___ The input
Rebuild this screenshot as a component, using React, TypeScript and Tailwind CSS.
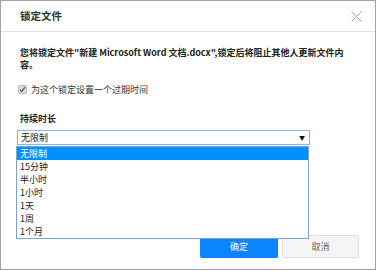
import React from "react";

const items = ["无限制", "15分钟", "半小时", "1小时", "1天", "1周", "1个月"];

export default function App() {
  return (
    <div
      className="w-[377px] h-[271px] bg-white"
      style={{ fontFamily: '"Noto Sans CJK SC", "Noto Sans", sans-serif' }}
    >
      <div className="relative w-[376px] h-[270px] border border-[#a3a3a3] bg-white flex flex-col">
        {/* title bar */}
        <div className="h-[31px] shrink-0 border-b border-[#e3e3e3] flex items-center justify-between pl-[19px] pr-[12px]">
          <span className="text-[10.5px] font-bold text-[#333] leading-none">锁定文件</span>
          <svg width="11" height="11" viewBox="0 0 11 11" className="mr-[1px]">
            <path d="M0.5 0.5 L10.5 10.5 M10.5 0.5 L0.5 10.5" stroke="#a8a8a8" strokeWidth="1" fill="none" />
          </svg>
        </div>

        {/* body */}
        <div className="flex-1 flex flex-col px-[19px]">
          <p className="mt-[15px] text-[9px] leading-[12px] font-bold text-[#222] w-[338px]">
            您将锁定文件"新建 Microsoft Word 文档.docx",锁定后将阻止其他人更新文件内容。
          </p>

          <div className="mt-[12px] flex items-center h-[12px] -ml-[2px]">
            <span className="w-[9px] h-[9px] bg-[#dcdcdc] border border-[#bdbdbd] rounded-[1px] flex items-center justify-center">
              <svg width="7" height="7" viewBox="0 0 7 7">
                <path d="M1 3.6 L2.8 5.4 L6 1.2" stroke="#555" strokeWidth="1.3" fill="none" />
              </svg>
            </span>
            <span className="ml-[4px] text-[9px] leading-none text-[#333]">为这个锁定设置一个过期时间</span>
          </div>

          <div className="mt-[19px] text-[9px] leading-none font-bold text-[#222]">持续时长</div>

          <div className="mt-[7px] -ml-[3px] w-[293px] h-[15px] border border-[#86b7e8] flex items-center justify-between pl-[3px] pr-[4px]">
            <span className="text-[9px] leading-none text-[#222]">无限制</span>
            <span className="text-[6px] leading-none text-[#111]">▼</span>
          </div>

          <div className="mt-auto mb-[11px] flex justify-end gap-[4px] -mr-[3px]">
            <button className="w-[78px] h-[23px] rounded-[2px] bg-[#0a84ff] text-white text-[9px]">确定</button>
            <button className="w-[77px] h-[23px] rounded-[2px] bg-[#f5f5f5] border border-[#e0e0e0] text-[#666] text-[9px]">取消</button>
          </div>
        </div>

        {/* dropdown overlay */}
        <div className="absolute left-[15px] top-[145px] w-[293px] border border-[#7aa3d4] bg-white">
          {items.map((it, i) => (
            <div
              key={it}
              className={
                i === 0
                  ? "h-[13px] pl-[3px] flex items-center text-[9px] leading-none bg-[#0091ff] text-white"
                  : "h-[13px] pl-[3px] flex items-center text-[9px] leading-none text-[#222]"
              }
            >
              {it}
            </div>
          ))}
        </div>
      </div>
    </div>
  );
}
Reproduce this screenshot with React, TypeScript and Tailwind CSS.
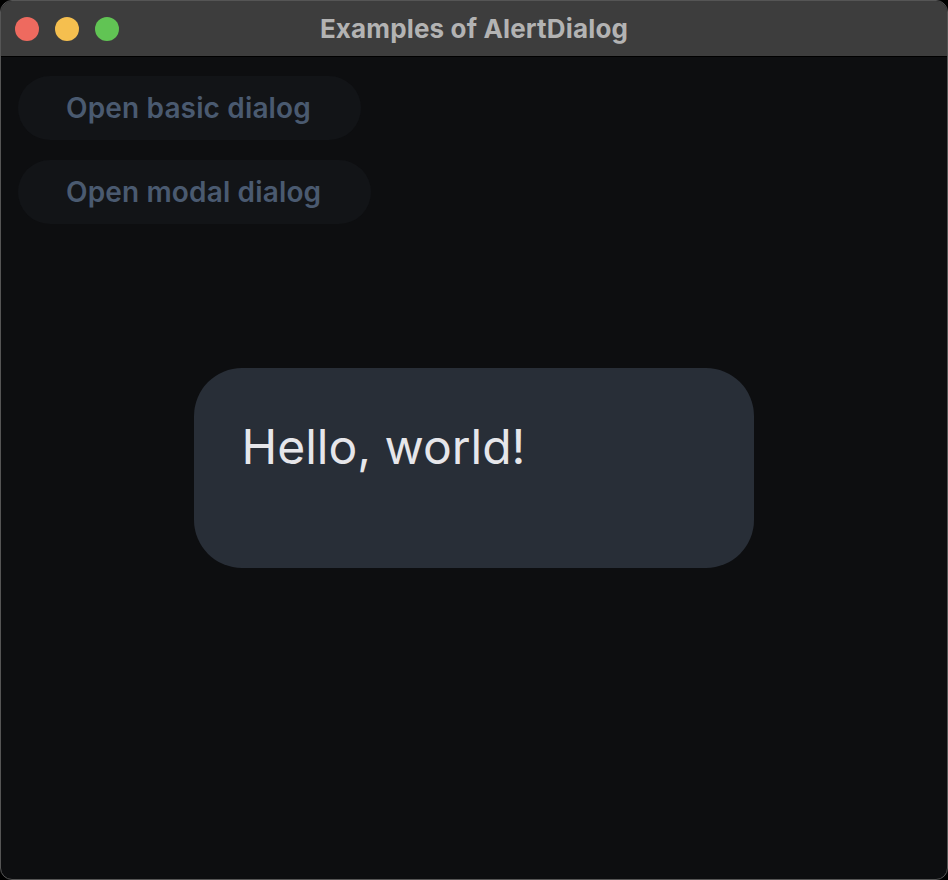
______
◆ What is expected ◆
Can you restate all the records above word for word while dropping the pictures?

◆ Exercise result ◆
Rebuild this screenshot as a component, using React, TypeScript and Tailwind CSS.
import React from "react";

const items = ["无限制", "15分钟", "半小时", "1小时", "1天", "1周", "1个月"];

export default function App() {
  return (
    <div
      className="w-[377px] h-[271px] bg-white"
      style={{ fontFamily: '"Noto Sans CJK SC", "Noto Sans", sans-serif' }}
    >
      <div className="relative w-[376px] h-[270px] border border-[#a3a3a3] bg-white flex flex-col">
        {/* title bar */}
        <div className="h-[31px] shrink-0 border-b border-[#e3e3e3] flex items-center justify-between pl-[19px] pr-[12px]">
          <span className="text-[10.5px] font-bold text-[#333] leading-none">锁定文件</span>
          <svg width="11" height="11" viewBox="0 0 11 11" className="mr-[1px]">
            <path d="M0.5 0.5 L10.5 10.5 M10.5 0.5 L0.5 10.5" stroke="#a8a8a8" strokeWidth="1" fill="none" />
          </svg>
        </div>

        {/* body */}
        <div className="flex-1 flex flex-col px-[19px]">
          <p className="mt-[15px] text-[9px] leading-[12px] font-bold text-[#222] w-[338px]">
            您将锁定文件"新建 Microsoft Word 文档.docx",锁定后将阻止其他人更新文件内容。
          </p>

          <div className="mt-[12px] flex items-center h-[12px] -ml-[2px]">
            <span className="w-[9px] h-[9px] bg-[#dcdcdc] border border-[#bdbdbd] rounded-[1px] flex items-center justify-center">
              <svg width="7" height="7" viewBox="0 0 7 7">
                <path d="M1 3.6 L2.8 5.4 L6 1.2" stroke="#555" strokeWidth="1.3" fill="none" />
              </svg>
            </span>
            <span className="ml-[4px] text-[9px] leading-none text-[#333]">为这个锁定设置一个过期时间</span>
          </div>

          <div className="mt-[19px] text-[9px] leading-none font-bold text-[#222]">持续时长</div>

          <div className="mt-[7px] -ml-[3px] w-[293px] h-[15px] border border-[#86b7e8] flex items-center justify-between pl-[3px] pr-[4px]">
            <span className="text-[9px] leading-none text-[#222]">无限制</span>
            <span className="text-[6px] leading-none text-[#111]">▼</span>
          </div>

          <div className="mt-auto mb-[11px] flex justify-end gap-[4px] -mr-[3px]">
            <button className="w-[78px] h-[23px] rounded-[2px] bg-[#0a84ff] text-white text-[9px]">确定</button>
            <button className="w-[77px] h-[23px] rounded-[2px] bg-[#f5f5f5] border border-[#e0e0e0] text-[#666] text-[9px]">取消</button>
          </div>
        </div>

        {/* dropdown overlay */}
        <div className="absolute left-[15px] top-[145px] w-[293px] border border-[#7aa3d4] bg-white">
          {items.map((it, i) => (
            <div
              key={it}
              className={
                i === 0
                  ? "h-[13px] pl-[3px] flex items-center text-[9px] leading-none bg-[#0091ff] text-white"
                  : "h-[13px] pl-[3px] flex items-center text-[9px] leading-none text-[#222]"
              }
            >
              {it}
            </div>
          ))}
        </div>
      </div>
    </div>
  );
}
Reproduce this screenshot with React, TypeScript and Tailwind CSS.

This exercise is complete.